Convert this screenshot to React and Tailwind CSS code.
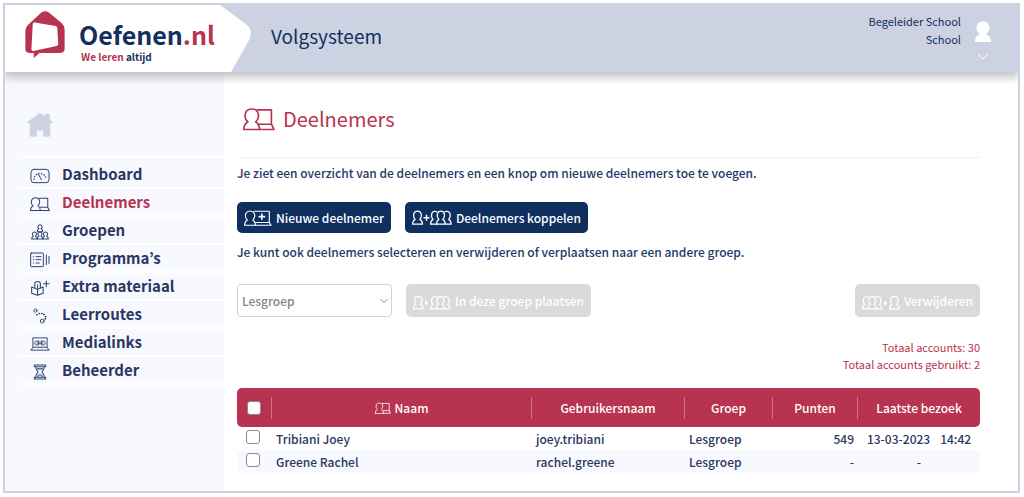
import React from "react";

function Svg({ viewBox, className, children, sw = 4 }) {
  return (
    <svg viewBox={viewBox} className={className} fill="none" stroke="currentColor" strokeWidth={sw} strokeLinejoin="round" strokeLinecap="round" aria-hidden="true">
      {children}
    </svg>
  );
}

const PERSON = "M2 67C3 54 6 48 15 44C6 36 4 25 9 14C15 1 39 1 45 14C50 25 47 36 39 44C47 48 50 55 51 67Z";

function PersonLaptop({ className, sw = 4 }) {
  return (
    <Svg viewBox="0 0 98 70" className={className} sw={sw}>
      <path d={PERSON} />
      <path d="M44 7H87V51H48M87 51L95 67H51" />
    </Svg>
  );
}

function PersonLaptopPlus({ className }) {
  return (
    <Svg viewBox="0 0 124 70" className={className} sw={5}>
      <path d={PERSON} />
      <path d="M44 5H112V55H50M112 55L120 67H51" />
      <path d="M67 29H91M79 17V41" strokeWidth="7" />
    </Svg>
  );
}

const GROUP = (
  <>
    <path d="M34 67H2C3 54 6 48 14 44C6 36 5 25 9 14C13 5 25 4 32 8" />
    <path d="M30 67C31 54 34 48 42 44C34 36 32 25 36 14C41 1 61 1 66 14C70 25 68 36 60 44C68 48 71 54 72 67Z" />
    <path d="M70 8C77 4 89 5 93 14C97 25 96 36 88 44C96 48 99 54 100 67H72" />
  </>
);
const SINGLE = <path d="M2 67C3 54 6 48 15 44C7 36 6 25 10 14C15 1 37 1 42 14C46 25 45 36 37 44C46 48 49 54 50 67Z" />;

function PersonToGroup({ className, arrow = false }) {
  return (
    <Svg viewBox="0 0 190 70" className={className} sw={6}>
      {SINGLE}
      {arrow ? <path d="M63 30L72 38L63 46Z" fill="currentColor" /> : <path d="M57 36H81M69 24V48" strokeWidth="7" />}
      <g transform="translate(86 0)">{GROUP}</g>
    </Svg>
  );
}

function GroupToPerson({ className }) {
  return (
    <Svg viewBox="0 0 190 70" className={className} sw={6}>
      <g>{GROUP}</g>
      <path d="M114 30L123 38L114 46Z" fill="currentColor" />
      <g transform="translate(136 0)">{SINGLE}</g>
    </Svg>
  );
}

function DashboardIcon() {
  return (
    <Svg viewBox="0 0 60 46" className="h-4 w-5" sw={3}>
      <rect x="3" y="3" width="54" height="40" rx="9" />
      <path d="M12 33C11 10 49 10 48 33" strokeDasharray="1 7" strokeWidth="4" />
      <path d="M25 17L34 34" />
    </Svg>
  );
}

function GroupIcon() {
  const p = "M1 22C1 17 3 15 6 14C1 10 3 2 9 2C15 2 17 10 12 14C15 15 17 17 17 22Z";
  return (
    <Svg viewBox="0 0 50 46" className="h-4 w-5" sw={3}>
      <path d={p} transform="translate(16 0)" />
      <path d={p} transform="translate(0 21)" />
      <path d={p} transform="translate(16 21)" />
      <path d={p} transform="translate(32 21)" />
    </Svg>
  );
}

function ProgramIcon() {
  return (
    <Svg viewBox="0 0 60 46" className="h-4 w-5" sw={3}>
      <rect x="2" y="2" width="38" height="41" rx="2" />
      <path d="M10 13H11M18 13H33M10 22H11M18 22H33M10 32H11M18 32H28M49 8V37M57 12V33" />
    </Svg>
  );
}

function ExtraIcon() {
  return (
    <Svg viewBox="0 0 54 46" className="h-4 w-5" sw={3}>
      <path d="M3 20L20 27L36 20V38L20 44L3 38ZM20 27V44" />
      <path d="M12 23V11C12 2 28 2 28 11V23M20 14V26M45 3V19M37 11H53" />
    </Svg>
  );
}

function RouteIcon() {
  return (
    <Svg viewBox="0 0 46 50" className="h-4 w-5" sw={3}>
      <circle cx="9" cy="8" r="5" />
      <circle cx="30" cy="41" r="6" />
      <path d="M13 21H14M20 17H21M28 17H29M35 20H36M40 27H41M39 34H40" strokeWidth="5" />
    </Svg>
  );
}

function MediaIcon() {
  return (
    <Svg viewBox="0 0 62 44" className="h-4 w-5" sw={3}>
      <path d="M9 33V3H53V33M9 33L2 41H60L53 33Z" />
      <path d="M27 13H20C13 13 13 25 20 25H27V13M35 13H42C49 13 49 25 42 25H35V13M22 19H40" />
    </Svg>
  );
}

function HourglassIcon() {
  return (
    <Svg viewBox="0 0 38 46" className="h-4 w-5" sw={3}>
      <path d="M3 3H35V8H3ZM3 38H35V43H3ZM7 8C7 18 13 20 13 23C13 26 7 28 7 38M31 8C31 18 25 20 25 23C25 26 31 28 31 38M12 14H26M13 35Q19 27 25 35" />
    </Svg>
  );
}

const NAV = [
  ["Dashboard", <DashboardIcon />],
  ["Deelnemers", <PersonLaptop className="h-4 w-5" sw={5} />],
  ["Groepen", <GroupIcon />],
  ["Programma’s", <ProgramIcon />],
  ["Extra materiaal", <ExtraIcon />],
  ["Leerroutes", <RouteIcon />],
  ["Medialinks", <MediaIcon />],
  ["Beheerder", <HourglassIcon />],
];

function Header() {
  return (
    <header className="relative flex h-[67px] shrink-0 bg-[#ccd2e1] shadow-[0_5px_8px_1px_rgba(0,0,0,0.22)]">
      <a href="#home" className="flex w-[215px] shrink-0 items-start bg-white pl-5 pt-[6px]">
        <svg viewBox="0 0 117 140" className="h-[47px] w-10 shrink-0" aria-hidden="true">
          <path d="M0 58Q0 48 9 40L47 5Q58 -3 69 4L108 36Q117 44 117 56V112Q117 125 104 125H42L25 140V125H12Q0 125 0 112Z" fill="#b8334f" />
          <path d="M28 34L90 45Q95 46 95 51L98 98Q98 103 93 104L24 119Q18 120 18 114L22 39Q23 33 28 34Z" fill="#fff" />
        </svg>
        <span className="ml-[14px] flex flex-col pt-[11px]">
          <span className="text-[25px] font-bold leading-6 text-[#12305f]">
            Oefenen<span className="text-[#b8334f]">.nl</span>
          </span>
          <span className="mt-[5px] pl-[2px] text-[10px] font-bold leading-3 text-[#12305f]">
            <span className="text-[#b8334f]">We leren</span> altijd
          </span>
        </span>
      </a>
      <svg viewBox="0 0 32 67" className="h-full w-8 shrink-0" aria-hidden="true">
        <path d="M0 0L27 20Q34 27 28 37L11 67H0Z" fill="#fff" />
      </svg>
      <div className="ml-[19px] pt-[17px] text-[19px] leading-7 text-[#12305f]">Volgsysteem</div>
      <div className="ml-auto flex pr-[25px]">
        <div className="pt-[7px] text-right text-[11px] leading-[18px] text-[#12305f]">
          <div>Begeleider School</div>
          <div>School</div>
        </div>
        <button type="button" aria-label="Account" className="ml-3 flex w-5 flex-col items-center pt-4 text-white">
          <svg viewBox="0 0 54 64" className="h-[21px] w-[18px]" fill="currentColor" aria-hidden="true">
            <path d="M2 64C3 49 9 43 18 40C0 28 5 1 27 1S54 28 36 40C45 43 51 49 52 64Z" />
          </svg>
          <svg viewBox="0 0 12 8" className="mt-[11px] h-2 w-3" fill="none" stroke="currentColor" aria-hidden="true">
            <path d="M1 1L6 6L11 1" />
          </svg>
        </button>
      </div>
    </header>
  );
}

function Sidebar() {
  return (
    <nav className="w-[219px] shrink-0 bg-[#f8f8ff] pl-[14px]">
      <a href="#home" aria-label="Home" className="flex h-[86px] border-b-2 border-white pl-2 pt-[41px] text-[#ccd2e1]">
        <svg viewBox="0 0 76 70" className="h-6 w-[26px]" fill="currentColor" aria-hidden="true">
          <path d="M0 27L36 1Q38 0 40 1L52 10V3H67V20L76 27V30H68V66Q68 69 65 69H47V51H29V69H11Q8 69 8 66V30H0Z" />
        </svg>
      </a>
      <ul className="pt-[3px]">
        {NAV.map(([label, icon]) => (
          <li key={label} className="h-7 border-b-2 border-white">
            <a href="#nav" className={"flex h-full items-center gap-3 pl-[11px] text-[15px] font-bold leading-6 " + (label === "Deelnemers" ? "text-[#b8334f]" : "text-[#2b3660]")}>
              <span className="mt-1 text-[#2b4470]">{icon}</span>
              {label}
            </a>
          </li>
        ))}
      </ul>
    </nav>
  );
}

const DARK = "flex h-[31px] items-center gap-1 rounded-[5px] bg-[#0f2f5f] px-[7px] text-[12px] font-medium text-white";
const GREY = "flex h-[33px] items-center gap-1 rounded-[5px] bg-[#dadada] px-[7px] text-[12px] font-medium text-white";
const ROWS = [
  ["Tribiani Joey", "joey.tribiani", "Lesgroep", "549", "13-03-2023", "14:42"],
  ["Greene Rachel", "rachel.greene", "Lesgroep", "-", "-", ""],
];

function Th({ children, width = "", last = false }) {
  return (
    <th className={"h-[39px] p-0 font-medium " + width}>
      <div className={"flex h-[22px] items-center justify-center gap-1 " + (last ? "" : "border-r border-[#d0758a]")}>{children}</div>
    </th>
  );
}

function Check({ label }) {
  return <input type="checkbox" aria-label={label} className="block size-[14px] appearance-none rounded-[3px] border border-[#8b8b8b] bg-white checked:bg-[#0f2f5f]" />;
}

export default function App() {
  return (
    <div className="flex min-h-screen bg-white pb-[4px] pl-[3px] pr-[4px] pt-[3px] font-['Noto_Sans_CJK_JP','Noto_Sans',sans-serif]">
      <div className="flex flex-1 flex-col overflow-hidden border-2 border-[#ccd2e1]">
        <Header />
        <div className="flex flex-1">
          <Sidebar />
          <main className="min-w-0 flex-1 pl-[13px] pr-[38px] text-[12px] font-medium leading-5 text-[#1d3a68]">
            <h1 className="flex h-[86px] items-center gap-2 border-b border-[#eeeef6] pl-[6px] pt-2 text-[20px] font-normal leading-7 text-[#b8334f]">
              <PersonLaptop className="h-6 w-8" sw={5} />
              Deelnemers
            </h1>
            <p className="mt-[5px]">Je ziet een overzicht van de deelnemers en een knop om nieuwe deelnemers toe te voegen.</p>
            <div className="mt-[19px] flex gap-[14px]">
              <button type="button" className={DARK}>
                <PersonLaptopPlus className="h-4 w-7" />
                Nieuwe deelnemer
              </button>
              <button type="button" className={DARK}>
                <PersonToGroup className="h-[15px] w-10" />
                Deelnemers koppelen
              </button>
            </div>
            <p className="mt-[9px]">Je kunt ook deelnemers selecteren en verwijderen of verplaatsen naar een andere groep.</p>
            <div className="mt-[22px] flex">
              <div className="relative w-[155px]">
                <select aria-label="Lesgroep" className="h-[33px] w-full appearance-none rounded-[4px] border border-[#ccd2e1] bg-white pl-1 text-[12px] text-[#858585]">
                  <option>Lesgroep</option>
                </select>
                <svg viewBox="0 0 8 6" className="pointer-events-none absolute right-1 top-[14px] h-[6px] w-2 text-[#8a8a8a]" fill="none" stroke="currentColor" aria-hidden="true">
                  <path d="M0.500 1L4 4.500L7.500 1" />
                </svg>
              </div>
              <button type="button" className={GREY + " ml-[14px]"}>
                <PersonToGroup arrow className="mt-1 h-[15px] w-[38px]" />
                In deze groep plaatsen
              </button>
              <button type="button" className={GREY + " ml-auto"}>
                <GroupToPerson className="mt-1 h-[15px] w-[38px]" />
                Verwijderen
              </button>
            </div>
            <div className="mt-[22px] text-right text-[11px] font-normal leading-[17px] text-[#b8334f]">
              <div>Totaal accounts: 30</div>
              <div>Totaal accounts gebruikt: 2</div>
            </div>
            <table className="mt-[15px] w-full table-fixed border-separate border-spacing-0">
              <thead className="text-white [&_th]:bg-[#b8334f] [&_th:first-child]:rounded-l-[5px] [&_th:last-child]:rounded-r-[5px]">
                <tr>
                  <Th width="w-[35px]"><Check label="Alles selecteren" /></Th>
                  <Th><PersonLaptop className="h-3 w-4" sw={5} />Naam</Th>
                  <Th width="w-[153px]">Gebruikersnaam</Th>
                  <Th width="w-[88px]">Groep</Th>
                  <Th width="w-[85px]">Punten</Th>
                  <Th width="w-[122px]" last>Laatste bezoek</Th>
                </tr>
              </thead>
              <tbody className="text-[#2b3660] [&_td]:h-[23px] [&_td]:p-0">
                {ROWS.map(([name, user, group, points, date, time], i) => (
                  <tr key={name} className={i % 2 ? "[&_td]:bg-[#f8f8ff]" : ""}>
                    <td className="rounded-l-[4px]"><div className="pb-[3px] pl-[9px]"><Check label={name} /></div></td>
                    <td><div className="pl-1">{name}</div></td>
                    <td><div className="pl-1">{user}</div></td>
                    <td><div className="pl-1">{group}</div></td>
                    <td><div className="pr-1 text-right">{points}</div></td>
                    <td className="rounded-r-[4px]">
                      <div className="flex justify-center gap-[10px]">
                        <span>{date}</span>
                        {time && <span>{time}</span>}
                      </div>
                    </td>
                  </tr>
                ))}
              </tbody>
            </table>
          </main>
        </div>
      </div>
    </div>
  );
}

(Written request): Starting at the top of the listing above, reproduce each line up to and including the one with "import React from"; omit the pictures.

(Written response):
Convert this screenshot to React and Tailwind CSS code.
import React from "react";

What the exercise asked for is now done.